The key advantage of this is the ability to move back to EDR later as a result of specifying the Mellanox ConnectX5 VPI Cards.

New Compute Nodes

Selecting new Compute Nodes has been difficult, mainly choosing CPU’s, with the Intel 8278 series and AMD EPYC 64 core CPU being the top choices. There is also the combined power load of the newer high end CPU’s which limit how many servers will fit in a rack especially when you add 300W GPU cards in them.

We have identified three use cases for the new CPU’s:

GPU Node with NVIDEA v100 cards and at least 512GB of RAM Minimum.
An initial single Large Memory Node with at least 4TB of RAM.
and Dual Socket configurations for Compute Nodes with 256/512G of RAM.

At this stage we look like specifying Dell R6525 and R7525 servers with Mellanox ConnectX5 VPI Single Port Cards which will be configured as 100G RoCE (RDMA over Converged Ethernet).
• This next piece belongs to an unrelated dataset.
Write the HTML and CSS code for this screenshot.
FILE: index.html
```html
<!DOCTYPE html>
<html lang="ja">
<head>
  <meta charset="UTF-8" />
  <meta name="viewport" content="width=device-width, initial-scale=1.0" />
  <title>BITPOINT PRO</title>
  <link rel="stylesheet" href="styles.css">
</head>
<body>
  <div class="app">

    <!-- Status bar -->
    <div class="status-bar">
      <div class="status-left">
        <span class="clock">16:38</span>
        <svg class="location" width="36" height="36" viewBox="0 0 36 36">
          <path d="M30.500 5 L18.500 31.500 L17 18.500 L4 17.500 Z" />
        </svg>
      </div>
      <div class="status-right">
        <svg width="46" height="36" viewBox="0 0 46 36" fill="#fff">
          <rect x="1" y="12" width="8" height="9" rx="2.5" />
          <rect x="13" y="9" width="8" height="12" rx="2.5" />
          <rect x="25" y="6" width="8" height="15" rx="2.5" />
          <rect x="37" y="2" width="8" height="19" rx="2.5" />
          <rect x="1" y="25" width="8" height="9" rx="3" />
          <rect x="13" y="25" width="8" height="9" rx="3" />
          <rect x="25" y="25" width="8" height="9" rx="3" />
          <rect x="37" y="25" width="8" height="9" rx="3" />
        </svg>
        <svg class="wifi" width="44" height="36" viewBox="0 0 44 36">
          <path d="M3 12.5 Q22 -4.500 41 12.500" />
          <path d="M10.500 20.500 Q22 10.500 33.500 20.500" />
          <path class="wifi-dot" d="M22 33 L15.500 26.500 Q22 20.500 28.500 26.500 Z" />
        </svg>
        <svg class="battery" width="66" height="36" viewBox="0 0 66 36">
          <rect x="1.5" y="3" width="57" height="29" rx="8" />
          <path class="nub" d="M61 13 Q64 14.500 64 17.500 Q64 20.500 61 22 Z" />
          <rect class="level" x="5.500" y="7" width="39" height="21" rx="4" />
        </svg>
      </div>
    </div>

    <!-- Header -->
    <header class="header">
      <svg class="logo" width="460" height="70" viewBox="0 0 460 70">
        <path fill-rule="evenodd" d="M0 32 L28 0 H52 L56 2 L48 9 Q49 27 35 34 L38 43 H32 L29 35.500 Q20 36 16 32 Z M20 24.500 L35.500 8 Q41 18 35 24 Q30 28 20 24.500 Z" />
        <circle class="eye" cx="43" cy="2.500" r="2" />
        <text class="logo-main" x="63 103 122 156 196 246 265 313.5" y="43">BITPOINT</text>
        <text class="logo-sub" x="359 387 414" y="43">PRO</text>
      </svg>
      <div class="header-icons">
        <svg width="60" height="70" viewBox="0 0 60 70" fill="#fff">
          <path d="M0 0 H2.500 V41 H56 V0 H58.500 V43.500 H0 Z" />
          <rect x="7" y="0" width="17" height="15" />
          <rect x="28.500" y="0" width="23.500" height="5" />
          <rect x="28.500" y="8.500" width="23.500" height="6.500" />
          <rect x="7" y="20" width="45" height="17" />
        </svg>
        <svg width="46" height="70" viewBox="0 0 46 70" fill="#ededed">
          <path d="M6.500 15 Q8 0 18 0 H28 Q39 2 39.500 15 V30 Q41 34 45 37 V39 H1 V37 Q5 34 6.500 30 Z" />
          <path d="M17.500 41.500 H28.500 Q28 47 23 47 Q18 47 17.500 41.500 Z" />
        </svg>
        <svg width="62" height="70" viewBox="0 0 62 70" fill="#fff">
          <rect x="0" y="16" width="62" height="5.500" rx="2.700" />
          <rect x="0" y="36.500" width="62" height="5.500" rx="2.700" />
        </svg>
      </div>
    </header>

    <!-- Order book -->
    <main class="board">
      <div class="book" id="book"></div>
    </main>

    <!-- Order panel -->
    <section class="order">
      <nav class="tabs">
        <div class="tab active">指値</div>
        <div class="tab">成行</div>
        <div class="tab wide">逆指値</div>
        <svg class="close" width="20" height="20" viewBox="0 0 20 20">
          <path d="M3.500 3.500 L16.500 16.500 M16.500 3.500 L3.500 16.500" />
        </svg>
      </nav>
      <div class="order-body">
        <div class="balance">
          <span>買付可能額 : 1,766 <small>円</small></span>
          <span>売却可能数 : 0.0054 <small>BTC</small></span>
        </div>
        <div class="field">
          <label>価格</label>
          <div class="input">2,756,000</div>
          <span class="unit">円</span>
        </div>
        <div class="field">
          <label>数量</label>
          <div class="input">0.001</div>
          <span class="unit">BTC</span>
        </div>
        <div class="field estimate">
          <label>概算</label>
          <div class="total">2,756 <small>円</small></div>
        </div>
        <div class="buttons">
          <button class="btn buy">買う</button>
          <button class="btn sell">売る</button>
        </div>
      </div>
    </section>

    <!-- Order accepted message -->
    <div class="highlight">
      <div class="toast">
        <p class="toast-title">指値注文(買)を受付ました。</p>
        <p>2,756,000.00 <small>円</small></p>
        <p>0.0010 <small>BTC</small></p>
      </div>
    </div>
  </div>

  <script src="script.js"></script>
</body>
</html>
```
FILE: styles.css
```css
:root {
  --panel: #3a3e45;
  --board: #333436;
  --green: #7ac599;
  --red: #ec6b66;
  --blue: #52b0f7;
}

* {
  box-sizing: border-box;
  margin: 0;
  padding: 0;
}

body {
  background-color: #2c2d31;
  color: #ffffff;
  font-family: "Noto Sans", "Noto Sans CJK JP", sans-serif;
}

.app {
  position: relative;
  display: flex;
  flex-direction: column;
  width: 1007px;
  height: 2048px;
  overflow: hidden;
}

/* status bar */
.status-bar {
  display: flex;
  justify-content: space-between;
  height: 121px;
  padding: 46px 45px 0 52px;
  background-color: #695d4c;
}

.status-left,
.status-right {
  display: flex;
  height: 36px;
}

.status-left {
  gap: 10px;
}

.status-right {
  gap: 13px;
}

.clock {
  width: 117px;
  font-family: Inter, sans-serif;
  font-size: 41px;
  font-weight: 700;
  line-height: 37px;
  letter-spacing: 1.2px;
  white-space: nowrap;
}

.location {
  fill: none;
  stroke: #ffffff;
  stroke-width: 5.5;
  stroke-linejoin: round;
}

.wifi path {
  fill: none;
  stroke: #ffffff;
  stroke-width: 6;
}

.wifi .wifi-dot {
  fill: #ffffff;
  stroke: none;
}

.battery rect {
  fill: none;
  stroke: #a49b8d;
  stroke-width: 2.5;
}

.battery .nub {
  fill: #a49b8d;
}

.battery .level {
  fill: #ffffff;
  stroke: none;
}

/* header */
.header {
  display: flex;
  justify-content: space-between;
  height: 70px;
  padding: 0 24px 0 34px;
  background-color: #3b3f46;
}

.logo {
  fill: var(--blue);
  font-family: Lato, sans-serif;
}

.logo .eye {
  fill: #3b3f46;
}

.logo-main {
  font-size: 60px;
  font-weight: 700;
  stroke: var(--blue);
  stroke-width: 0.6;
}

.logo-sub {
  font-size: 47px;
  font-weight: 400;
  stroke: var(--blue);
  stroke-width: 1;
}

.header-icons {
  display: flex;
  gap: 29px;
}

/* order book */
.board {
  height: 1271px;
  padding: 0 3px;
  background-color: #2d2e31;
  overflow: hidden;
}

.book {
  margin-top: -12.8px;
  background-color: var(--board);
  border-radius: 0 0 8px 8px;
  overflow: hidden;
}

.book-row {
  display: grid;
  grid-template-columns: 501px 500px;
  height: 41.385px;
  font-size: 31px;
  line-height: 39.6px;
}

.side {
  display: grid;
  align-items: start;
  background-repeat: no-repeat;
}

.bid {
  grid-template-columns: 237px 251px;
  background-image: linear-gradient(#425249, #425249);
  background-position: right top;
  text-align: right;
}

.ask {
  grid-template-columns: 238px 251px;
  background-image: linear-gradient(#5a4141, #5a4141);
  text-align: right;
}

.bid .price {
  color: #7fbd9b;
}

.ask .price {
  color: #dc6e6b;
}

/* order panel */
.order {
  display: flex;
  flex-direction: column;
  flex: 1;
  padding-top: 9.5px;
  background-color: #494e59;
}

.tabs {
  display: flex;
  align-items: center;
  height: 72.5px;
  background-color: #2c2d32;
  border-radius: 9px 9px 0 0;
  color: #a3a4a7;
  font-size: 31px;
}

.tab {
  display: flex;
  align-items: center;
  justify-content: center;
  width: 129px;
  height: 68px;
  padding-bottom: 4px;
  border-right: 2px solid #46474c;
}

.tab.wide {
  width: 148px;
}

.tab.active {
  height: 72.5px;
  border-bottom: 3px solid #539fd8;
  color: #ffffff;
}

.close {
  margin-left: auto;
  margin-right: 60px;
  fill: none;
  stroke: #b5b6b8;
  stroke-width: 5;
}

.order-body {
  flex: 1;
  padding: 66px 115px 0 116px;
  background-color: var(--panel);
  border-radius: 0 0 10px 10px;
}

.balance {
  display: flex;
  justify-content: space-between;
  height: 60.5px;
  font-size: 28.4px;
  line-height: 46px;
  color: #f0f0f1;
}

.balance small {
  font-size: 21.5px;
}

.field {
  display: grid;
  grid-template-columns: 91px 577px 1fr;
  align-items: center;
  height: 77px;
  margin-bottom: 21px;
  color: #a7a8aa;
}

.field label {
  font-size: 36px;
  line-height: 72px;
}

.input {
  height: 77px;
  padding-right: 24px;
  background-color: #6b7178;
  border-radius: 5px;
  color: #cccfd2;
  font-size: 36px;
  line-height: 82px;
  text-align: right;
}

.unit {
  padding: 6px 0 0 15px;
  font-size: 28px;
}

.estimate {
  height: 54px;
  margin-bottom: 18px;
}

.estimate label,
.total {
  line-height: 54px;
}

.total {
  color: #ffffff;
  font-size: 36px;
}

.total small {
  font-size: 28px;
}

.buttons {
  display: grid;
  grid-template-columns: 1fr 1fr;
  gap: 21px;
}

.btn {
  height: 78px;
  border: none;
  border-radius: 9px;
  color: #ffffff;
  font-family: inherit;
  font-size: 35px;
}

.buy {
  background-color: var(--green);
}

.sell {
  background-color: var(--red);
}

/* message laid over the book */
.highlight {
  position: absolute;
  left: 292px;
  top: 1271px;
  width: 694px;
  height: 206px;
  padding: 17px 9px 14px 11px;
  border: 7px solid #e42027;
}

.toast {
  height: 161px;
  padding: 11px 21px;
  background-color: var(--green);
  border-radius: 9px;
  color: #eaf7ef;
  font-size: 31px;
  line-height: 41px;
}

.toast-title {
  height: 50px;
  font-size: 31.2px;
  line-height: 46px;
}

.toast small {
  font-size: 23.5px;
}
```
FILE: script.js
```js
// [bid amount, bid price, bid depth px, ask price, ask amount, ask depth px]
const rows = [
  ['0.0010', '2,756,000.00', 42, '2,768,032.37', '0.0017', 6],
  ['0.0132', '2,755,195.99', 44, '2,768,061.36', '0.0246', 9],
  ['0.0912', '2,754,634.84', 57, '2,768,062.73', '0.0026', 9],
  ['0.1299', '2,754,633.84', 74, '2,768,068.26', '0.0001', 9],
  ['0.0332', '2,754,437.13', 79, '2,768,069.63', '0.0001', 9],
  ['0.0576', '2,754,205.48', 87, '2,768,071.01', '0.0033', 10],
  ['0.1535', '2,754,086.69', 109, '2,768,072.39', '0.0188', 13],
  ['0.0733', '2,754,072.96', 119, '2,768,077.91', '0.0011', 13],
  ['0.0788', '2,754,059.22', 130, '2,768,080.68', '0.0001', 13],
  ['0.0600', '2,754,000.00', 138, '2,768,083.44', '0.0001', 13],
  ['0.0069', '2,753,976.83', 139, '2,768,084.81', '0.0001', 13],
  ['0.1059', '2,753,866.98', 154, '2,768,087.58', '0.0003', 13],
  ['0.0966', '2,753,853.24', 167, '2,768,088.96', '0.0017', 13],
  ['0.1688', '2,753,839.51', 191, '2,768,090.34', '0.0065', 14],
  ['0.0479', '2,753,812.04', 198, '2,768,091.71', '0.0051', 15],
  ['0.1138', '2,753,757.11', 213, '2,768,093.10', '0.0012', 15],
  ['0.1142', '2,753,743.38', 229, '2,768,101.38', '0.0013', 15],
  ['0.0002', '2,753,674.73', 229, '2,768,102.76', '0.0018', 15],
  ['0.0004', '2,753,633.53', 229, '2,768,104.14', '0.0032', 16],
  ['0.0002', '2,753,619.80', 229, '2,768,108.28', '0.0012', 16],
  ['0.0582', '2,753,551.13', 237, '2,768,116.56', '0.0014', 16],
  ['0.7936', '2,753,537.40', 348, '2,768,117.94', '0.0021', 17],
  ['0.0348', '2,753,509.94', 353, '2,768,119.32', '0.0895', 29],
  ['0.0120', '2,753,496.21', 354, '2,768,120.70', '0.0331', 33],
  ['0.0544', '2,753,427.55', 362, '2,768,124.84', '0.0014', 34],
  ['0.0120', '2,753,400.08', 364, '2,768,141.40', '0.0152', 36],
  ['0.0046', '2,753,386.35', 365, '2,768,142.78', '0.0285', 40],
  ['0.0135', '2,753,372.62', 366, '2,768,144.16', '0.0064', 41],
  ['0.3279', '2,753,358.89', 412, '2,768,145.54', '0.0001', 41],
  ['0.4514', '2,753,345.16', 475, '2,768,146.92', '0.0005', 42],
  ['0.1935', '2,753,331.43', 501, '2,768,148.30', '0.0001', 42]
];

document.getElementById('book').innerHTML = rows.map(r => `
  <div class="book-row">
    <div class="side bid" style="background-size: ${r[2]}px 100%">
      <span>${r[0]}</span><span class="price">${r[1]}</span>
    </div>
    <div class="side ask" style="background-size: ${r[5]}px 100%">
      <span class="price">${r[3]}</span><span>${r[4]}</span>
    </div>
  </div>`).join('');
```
The Lustre Nodes will have Dual Port VPI cards so both the RoCE network and the Legacy Nodes can see storage.

Final Steps

When the new scheduler nodes are up and running and can talk to the new Compute Nodes, we will bring the older Compute Nodes across and cable them into both the management network using LACP trunks and re-purpose one of the older 36 port FDR switches so the older nodes can see the Lustre Storage and SLURM Management networks.

Final decision will be the configuration of the Job Queues after an analysis of the workloads over the past 12 months.

We have also proposed using Saltstack to push the cluster configuration data to all the nodes, the advantage is we can push the SLURM software and config as well as mounts and packages to all nodes as needed.

Metrics

Metrics will be gathered from all nodes into an Elastic stack and this will enable us to devise some cool metrics on HPC cluster resource usage in real time.

Final Designs Acceptance

Our client has accepted our design and gone to market! We will be bidding on the install and maintenance components shortly once they select the vendor.